Four friends, Mike and his girlfriend Helen, along with sidekicks Alex and Kay, travel to a remote holiday cottage in the north west of the Scottish mainland. The cottage is owned by Alex’s very rich dad and the group is celebrating graduating from Edinburgh University. With their lives in front on them, they intend to spend one of their final weeks of freedom before job hunting, having a wild time overlooking a beautiful remote loch (Scottish for lake).
Hearthstone Cottage is told in the third person by Mike, who is such an unlikable and bland character he is a poor choice for a narrator, in fact the combination of all four is an epitome of self-centredness and is as dull as cardboard. Considering there are very few other people in the story, this is a major stumbling block. Perhaps all 21-year-olds are this unlikable, but I could really do without repeatedly reading about their high-class problems like poor Mike moaning about having to get a job in a pub with the possibility of having to pay rent to his parents. All the group seems to do is irritate each other, get drunk, smoke spliffs, have sex and then repeat the process all over again. Rarely have I come across such a tedious group of characters and to be stuck with them for the duration of this story is painful.
On the way to the cottage, Alex hits and kills a huge stag with the rented car and this puts a strain on his friendship with Mike before they even arrive, as he is the cause of the accident. To make things worse, Alex does not care a hoot about the beautiful animal he has killed and is even more ghastly than Mike. There is a certain level of antagonism between the two; Alex is destined to be a lawyer, Mike started out studying the same course before switching to business studies, which is seen as a lesser option. Considering they are friends, they do not seem to like each other very much. The death of the stag does bring a certain level of foreshadowing with it and connects to later events.
That leads to the next major problem: upon arrival at the cottage, so little of any interest has happened. If you’re looking for a scare, or even a mild chill, then search elsewhere, as the horror element is seriously underwhelming from start to finish. Mike drinks too much, begins to hear the voices of children who aren’t there and seems to hallucinate. Beyond that, not much happens apart from the devilment of vague tensions. The four continue to bicker, explore the local surroundings, drink even more, and do a spot of fishing and visit the local village. Because Hearthstone Cottage is written in the third person you cannot call Mike an unreliable narrator, they are always first-person “I” narratives. Perhaps the ‘first person’ style would have added some much-required suspense or ambiguity to proceedings.

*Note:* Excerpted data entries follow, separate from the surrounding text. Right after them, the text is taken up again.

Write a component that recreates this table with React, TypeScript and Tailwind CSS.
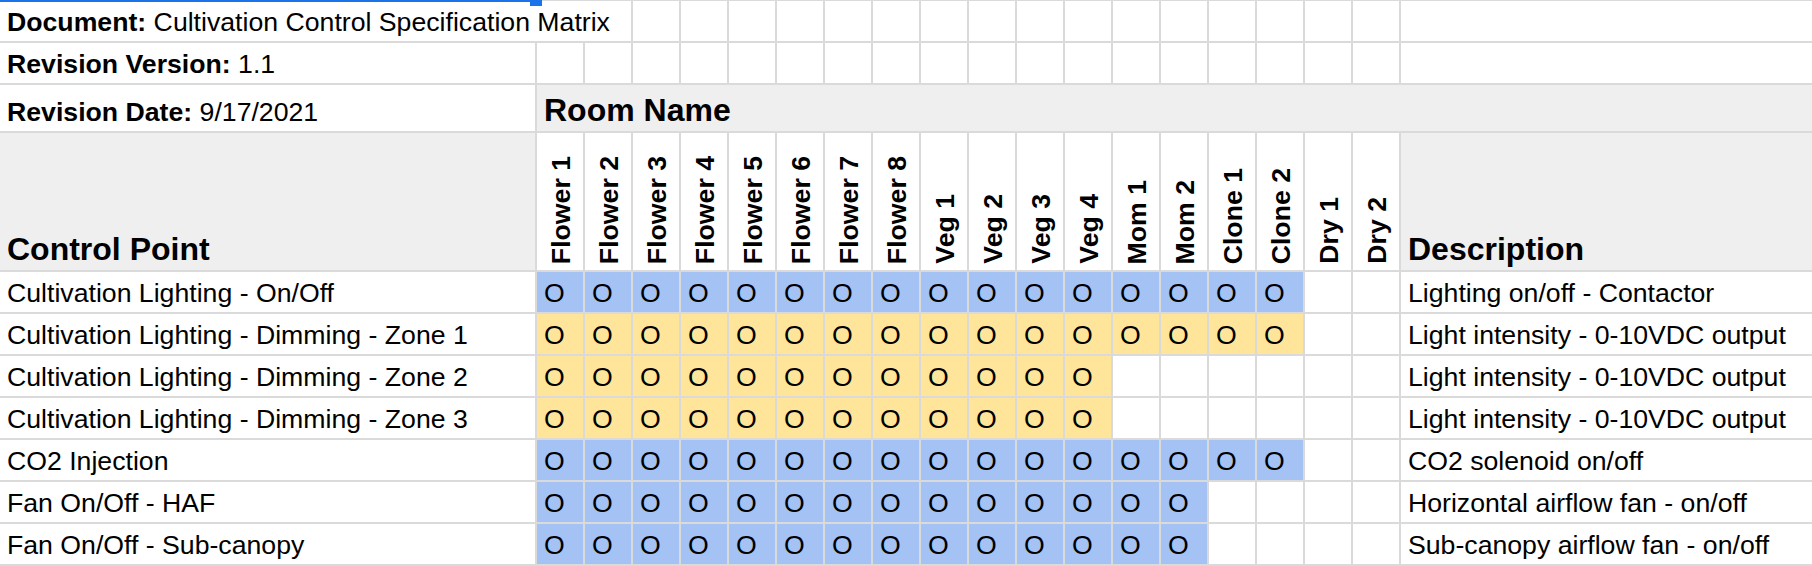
const rooms = [
  'Flower 1', 'Flower 2', 'Flower 3', 'Flower 4', 'Flower 5', 'Flower 6', 'Flower 7', 'Flower 8',
  'Veg 1', 'Veg 2', 'Veg 3', 'Veg 4', 'Mom 1', 'Mom 2', 'Clone 1', 'Clone 2', 'Dry 1', 'Dry 2',
];

type Row = { label: string; fill: string; count: number; desc: string };

const BLUE = 'bg-[#a4c2f4]';
const YELLOW = 'bg-[#ffe599]';

const rows: Row[] = [
  { label: 'Cultivation Lighting - On/Off', fill: BLUE, count: 16, desc: 'Lighting on/off - Contactor' },
  { label: 'Cultivation Lighting - Dimming - Zone 1', fill: YELLOW, count: 16, desc: 'Light intensity - 0-10VDC output' },
  { label: 'Cultivation Lighting - Dimming - Zone 2', fill: YELLOW, count: 12, desc: 'Light intensity - 0-10VDC output' },
  { label: 'Cultivation Lighting - Dimming - Zone 3', fill: YELLOW, count: 12, desc: 'Light intensity - 0-10VDC output' },
  { label: 'CO2 Injection', fill: BLUE, count: 16, desc: 'CO2 solenoid on/off' },
  { label: 'Fan On/Off - HAF', fill: BLUE, count: 14, desc: 'Horizontal airflow fan - on/off' },
  { label: 'Fan On/Off - Sub-canopy', fill: BLUE, count: 14, desc: 'Sub-canopy airflow fan - on/off' },
];

// base cell: bottom aligned like a sheet cell
const cell = 'flex items-end overflow-hidden whitespace-nowrap pl-[7px] pb-[5px] leading-none';
const blanks = (n: number, key: string) =>
  Array.from({ length: n }, (_, i) => <div key={`${key}-${i}`} className="bg-white" />);

export default function App() {
  return (
    <div className="relative w-[1812px] h-[566px] overflow-hidden bg-white text-black font-['Liberation_Sans',Arial,sans-serif] text-[26.67px]">
      <div className="grid grid-cols-[535px_repeat(18,46px)_1fr] grid-rows-[40px_40px_46px_137px_repeat(7,40px)] gap-[2px] bg-[#dadada] pt-[1px] pb-[2px]">
        {/* row 1 */}
        <div className={`${cell} col-span-3 bg-white`}>
          <span className="font-bold">Document:</span>
          <span className="whitespace-pre"> Cultivation Control Specification Matrix</span>
        </div>
        {blanks(17, 'r1')}

        {/* row 2 */}
        <div className={`${cell} bg-white`}>
          <span className="font-bold">Revision Version:</span>
          <span className="whitespace-pre"> 1.1</span>
        </div>
        {blanks(19, 'r2')}

        {/* row 3 */}
        <div className={`${cell} bg-white`}>
          <span className="font-bold">Revision Date:</span>
          <span className="whitespace-pre"> 9/17/2021</span>
        </div>
        <div className={`${cell} col-span-19 bg-[#efefef] text-[32px] font-bold`}>Room Name</div>

        {/* header */}
        <div className={`${cell} bg-[#efefef] text-[32px] font-bold`}>Control Point</div>
        {rooms.map((r) => (
          <div key={r} className="flex items-end justify-center bg-white pb-[6px] pl-[2px]">
            <span className="[writing-mode:vertical-rl] rotate-180 whitespace-nowrap font-bold leading-none">{r}</span>
          </div>
        ))}
        <div className={`${cell} bg-[#efefef] text-[32px] font-bold`}>Description</div>

        {/* data rows */}
        {rows.map((row) => (
          <div key={row.label} className="contents">
            <div className={`${cell} bg-white`}>{row.label}</div>
            {rooms.map((r, i) =>
              i < row.count ? (
                <div key={r} className={`${cell} ${row.fill}`}>O</div>
              ) : (
                <div key={r} className="bg-white" />
              )
            )}
            <div className={`${cell} bg-white`}>{row.desc}</div>
          </div>
        ))}
      </div>

      {/* selection border of the cell above, with fill handle */}
      <div className="absolute left-0 top-0 h-[2px] w-[534px] bg-[#1a73e8]" />
      <div className="absolute left-[530px] top-0 h-[6px] w-[12px] bg-[#1a73e8]" />
    </div>
  );
}
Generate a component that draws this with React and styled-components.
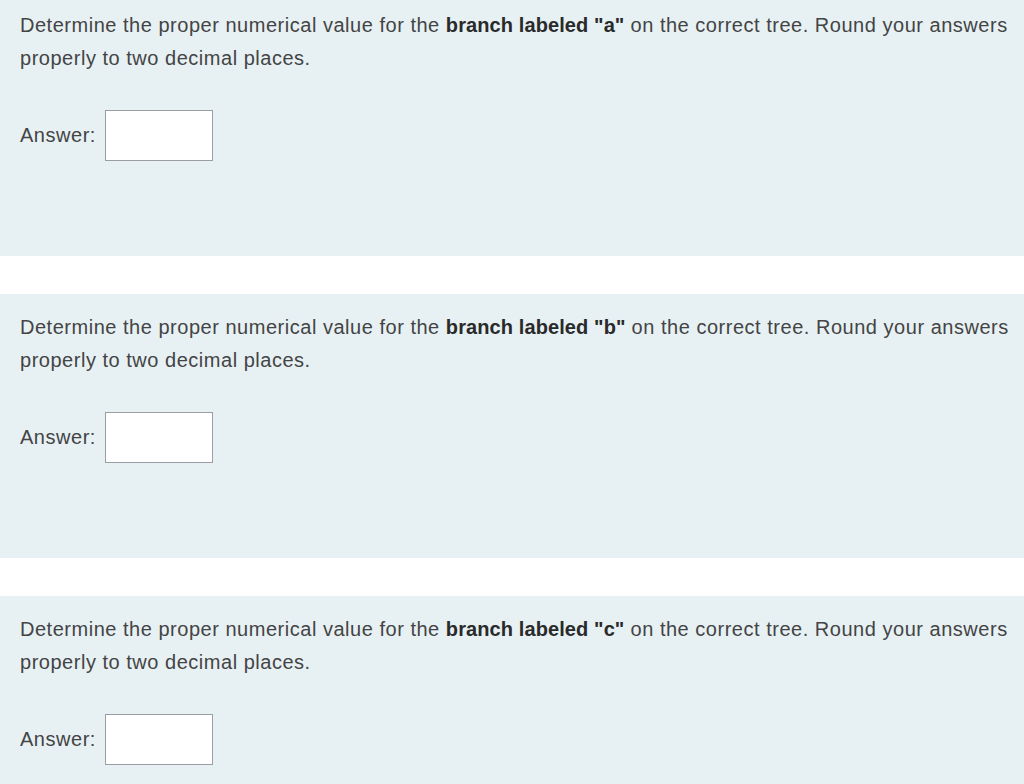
import React from 'react'
import styled, { createGlobalStyle } from 'styled-components'

const GlobalStyle = createGlobalStyle`
  html, body {
    margin: 0;
    padding: 0;
    background: #ffffff;
  }
  body {
    font-family: "Liberation Sans", Arial, Helvetica, sans-serif;
    color: #444444;
  }
`

export const Page = styled.div`
  display: flex;
  flex-direction: column;
  gap: 38px;
`

export const Card = styled.section`
  background: #e7f1f4;
  padding: ${(p) => (p.$clipped ? '9px' : '17px')} 10px 95px 20px;
`

export const Question = styled.p`
  margin: 0;
  font-size: 20px;
  line-height: 33px;
  letter-spacing: 0.52px;
  color: #444;

  strong {
    font-weight: bold;
    color: #2a2a2a;
    letter-spacing: 0.1px;
  }
`

export const AnswerRow = styled.div`
  display: flex;
  align-items: center;
  gap: 9px;
  margin-top: 35px;
`

export const Label = styled.label`
  font-size: 20px;
  letter-spacing: 0.52px;
  color: #444;
`

export const Input = styled.input`
  box-sizing: border-box;
  width: 108px;
  height: 51px;
  border: 1px solid #9a9ea3;
  background: #fff;
  font-size: 18px;
  padding: 0 8px;
  outline: none;
`

const items = ['a', 'b', 'c']

export default function App() {
  return (
    <>
      <GlobalStyle />
      <Page>
        {items.map((l, i) => (
          <Card key={l} $clipped={i === 0}>
            <Question>
              Determine the proper numerical value for the <strong>branch labeled "{l}"</strong> on the correct tree. Round your answers properly to two decimal places.
            </Question>
            <AnswerRow>
              <Label>Answer:</Label>
              <Input type="text" />
            </AnswerRow>
          </Card>
        ))}
      </Page>
    </>
  )
}
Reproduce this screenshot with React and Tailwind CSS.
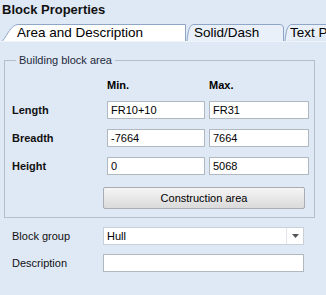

The fifth inhabitant at the cottage, Meggie, is probably the most interesting and certainly the most likable character. The sister of Alex, a vegan and art school drop-out with a passion for ancient Celtic folklore, she brings some much-needed mystique to proceedings. It would also be fair to say that Meggie’s dog Oscar also has a bit more about it than the four university graduates. There is a certain friction between Maggie and Mike, which is one of the more notable aspects of the book, and explored in the latter sections.
Considering the book is set in the Scottish Highlands, I failed to get a strong sense of time and place and found the location to lack atmosphere and the descriptions of beautiful lochs and surrounding areas to be superficial and rather bland. At a certain point the group discovers a stone circle and the story begins to show some signs of life, but the supernatural element connected to the cottage fails to deliver any punches of note and the reveals, when they do arrive, fail to fire any sense of imagination.
The novel also throws in a few out-of-body experiences, lots of references to Celtic folklore and mythology, and a taste of witchcraft. Your potential enjoyment may well depend on how you take to Mike and his obnoxious friends. I did manage to finish Hearthstone Cottage, hoping it was going to build to something, but instead it fizzles out.